PROVIDED RECORDS.
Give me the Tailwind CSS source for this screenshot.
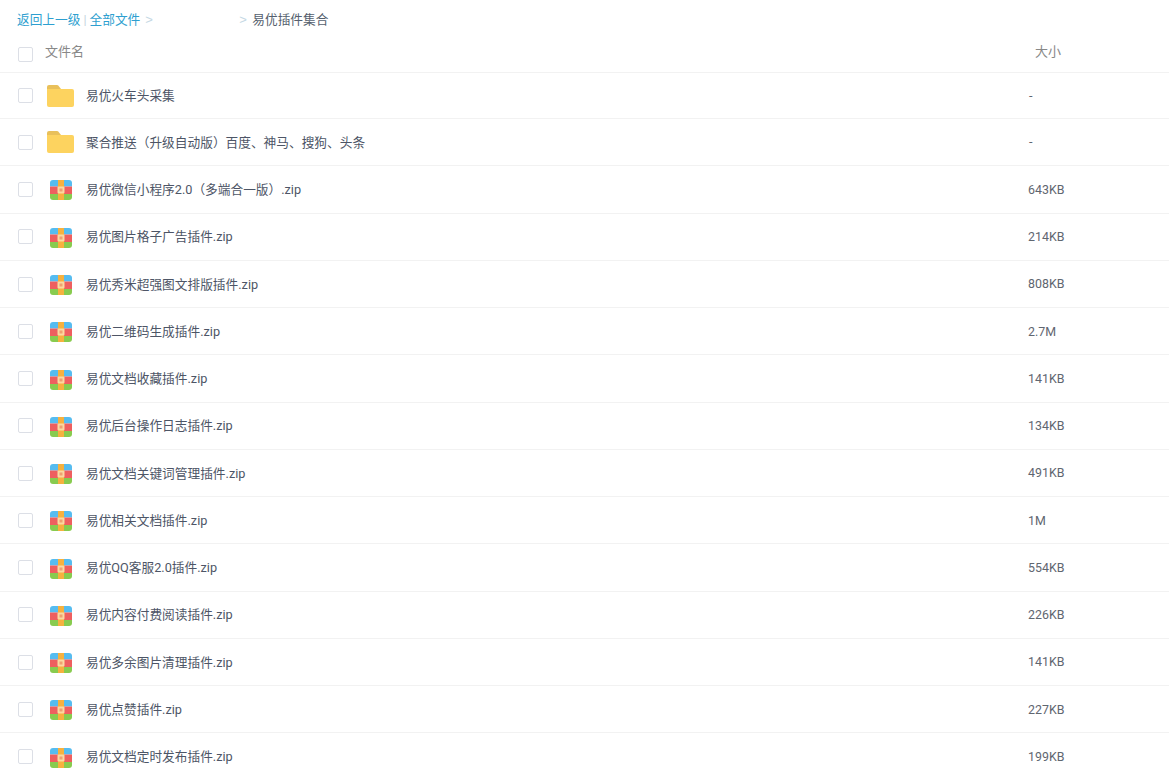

---

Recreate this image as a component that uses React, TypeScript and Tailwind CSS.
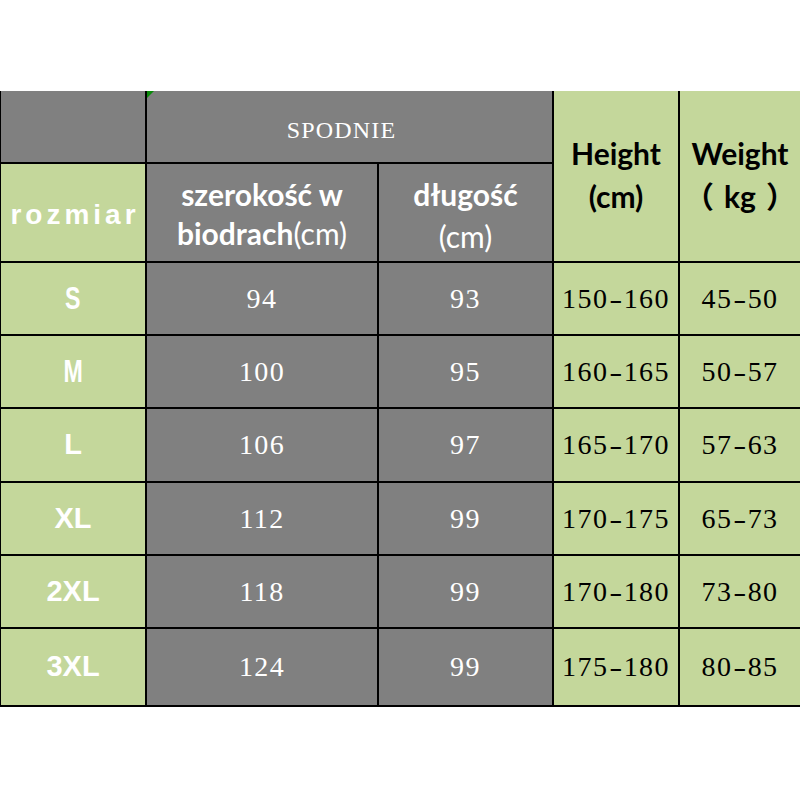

--

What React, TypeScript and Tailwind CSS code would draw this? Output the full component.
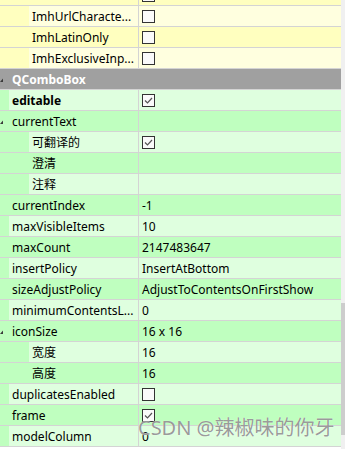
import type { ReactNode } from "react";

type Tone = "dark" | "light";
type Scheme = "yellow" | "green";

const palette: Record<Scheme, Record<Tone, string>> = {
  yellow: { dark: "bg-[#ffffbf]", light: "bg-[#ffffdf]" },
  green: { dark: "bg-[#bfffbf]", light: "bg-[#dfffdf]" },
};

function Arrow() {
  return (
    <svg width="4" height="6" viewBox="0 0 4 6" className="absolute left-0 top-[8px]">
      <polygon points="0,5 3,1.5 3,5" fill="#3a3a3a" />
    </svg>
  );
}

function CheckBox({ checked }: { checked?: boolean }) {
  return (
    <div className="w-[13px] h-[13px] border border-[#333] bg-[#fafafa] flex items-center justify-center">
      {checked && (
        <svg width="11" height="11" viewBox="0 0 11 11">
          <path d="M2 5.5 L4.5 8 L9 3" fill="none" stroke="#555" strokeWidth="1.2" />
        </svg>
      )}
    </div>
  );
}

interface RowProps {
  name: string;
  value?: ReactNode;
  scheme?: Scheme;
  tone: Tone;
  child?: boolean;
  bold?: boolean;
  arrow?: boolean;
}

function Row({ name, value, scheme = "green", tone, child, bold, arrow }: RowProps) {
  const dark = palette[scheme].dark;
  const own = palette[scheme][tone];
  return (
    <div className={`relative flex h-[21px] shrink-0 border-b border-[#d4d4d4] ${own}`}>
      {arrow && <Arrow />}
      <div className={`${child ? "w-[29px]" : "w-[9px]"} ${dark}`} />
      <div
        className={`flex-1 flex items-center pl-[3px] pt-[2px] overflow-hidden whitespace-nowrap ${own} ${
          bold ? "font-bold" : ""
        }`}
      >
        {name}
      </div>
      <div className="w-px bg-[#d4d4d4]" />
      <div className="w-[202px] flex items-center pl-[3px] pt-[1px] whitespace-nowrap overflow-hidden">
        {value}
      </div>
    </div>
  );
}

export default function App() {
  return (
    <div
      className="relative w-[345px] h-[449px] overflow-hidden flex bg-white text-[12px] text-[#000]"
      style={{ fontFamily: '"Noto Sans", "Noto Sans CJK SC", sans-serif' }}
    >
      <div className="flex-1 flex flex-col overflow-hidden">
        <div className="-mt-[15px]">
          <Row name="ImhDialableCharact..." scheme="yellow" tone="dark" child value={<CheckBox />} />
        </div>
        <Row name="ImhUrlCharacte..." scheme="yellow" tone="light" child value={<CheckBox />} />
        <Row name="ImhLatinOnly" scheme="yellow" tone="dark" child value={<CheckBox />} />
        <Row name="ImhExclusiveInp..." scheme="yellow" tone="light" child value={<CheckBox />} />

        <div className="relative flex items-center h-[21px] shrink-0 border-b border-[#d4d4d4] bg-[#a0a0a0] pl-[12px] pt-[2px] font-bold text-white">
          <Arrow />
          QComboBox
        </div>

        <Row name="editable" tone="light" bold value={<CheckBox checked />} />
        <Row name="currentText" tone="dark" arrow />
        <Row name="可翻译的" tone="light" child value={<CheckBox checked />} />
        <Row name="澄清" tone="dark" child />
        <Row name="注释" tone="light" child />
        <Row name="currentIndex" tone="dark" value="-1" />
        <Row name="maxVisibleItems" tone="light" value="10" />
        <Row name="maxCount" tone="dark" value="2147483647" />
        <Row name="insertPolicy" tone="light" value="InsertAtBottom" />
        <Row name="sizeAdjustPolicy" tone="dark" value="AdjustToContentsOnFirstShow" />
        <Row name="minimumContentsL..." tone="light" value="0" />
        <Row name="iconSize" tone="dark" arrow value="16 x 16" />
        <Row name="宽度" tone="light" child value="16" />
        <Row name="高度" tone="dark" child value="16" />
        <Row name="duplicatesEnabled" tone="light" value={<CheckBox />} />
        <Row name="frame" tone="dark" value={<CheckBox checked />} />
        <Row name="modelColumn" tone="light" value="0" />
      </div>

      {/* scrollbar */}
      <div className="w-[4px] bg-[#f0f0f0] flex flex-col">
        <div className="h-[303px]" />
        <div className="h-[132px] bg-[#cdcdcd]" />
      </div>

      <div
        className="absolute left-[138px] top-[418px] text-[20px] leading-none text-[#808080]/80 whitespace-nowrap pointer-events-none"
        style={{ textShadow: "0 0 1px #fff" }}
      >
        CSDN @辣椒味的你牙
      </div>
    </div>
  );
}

AIM OF THE TASK. Every line that holds the string "TypeScript" should be returned.

RESULT OF THIS EXERCISE.
Recreate this image as a component that uses React, TypeScript and Tailwind CSS.
What React, TypeScript and Tailwind CSS code would draw this? Output the full component.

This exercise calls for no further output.